Cisco's recommendation is straightforward: applying the patch is the only definitive fix. If the maintenance window does not allow for this, disabling the WebDialer removes the known exploitable vector, but does not rectify the underlying flaw. Teams running Unified CM in cluster mode need to address all nodes, not just the publisher.


How the Attack Spreads Across Geographies


The impact is not uniform. In the United States, CISA's mandate only covers the Federal Civilian Executive Branch (FCEB), but Binding Operational Directive 22-01 acts as a de facto benchmark for the regulated private sector. American banks, healthcare operators under HIPAA, and defense contractors generally follow the KEV catalog to close exposure.

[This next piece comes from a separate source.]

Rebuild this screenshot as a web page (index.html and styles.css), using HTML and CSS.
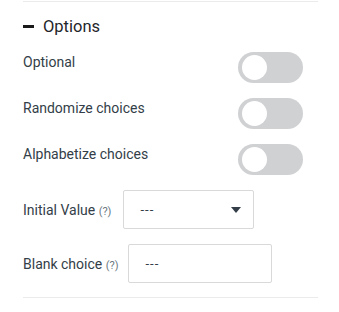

In Europe, where ENISA does not have a mandate equivalent to that of CISA, exposure relies on national guidelines. The United Kingdom and Germany traditionally mirror the KEV catalogs in their NCSC and BSI advisories, respectively, and the diffusion reaches banks and telecom managers indirectly. Italy and France tend to have slower adoption cycles, which tends to leave Southern European institutions in prolonged exposure.


In Brazil, Unified CM is widely used by public utility companies, banks, and telecom operators. CTOs and SOC leaders who have not yet applied the June 3 advisory need to consider that the vector is being exploited in the field and that the technical disclosure of the bug is already public. Direct regulatory pressure does not exist via ANPD or the Central Bank, but operational exposure is the same as any U.S. federal target.


The Detail That Distinguishes This Case


CVE-2026-20230 is part of a sequence of five critical vulnerabilities in Cisco products this quarter, and this alone fuels the argument from competing vendors like Microsoft Teams and Zoom Phone that the complexity of Cisco's legacy telephony stack is becoming a security liability. Cisco's defense is technical: the company argues that its exposed attack surface is simply larger because it leads the market and that the time between disclosure and patching has improved.


The argument has merit but does not alter practical reality for a CISO. Those running Unified CM in production need to have a more aggressive patching cycle than they had two years ago. The enterprise telephony market is transitioning to SaaS architectures precisely to reduce this type of operational overhead, and each critical CVE in on-premise products pushes the migration decision a little further in the next contract renewal window.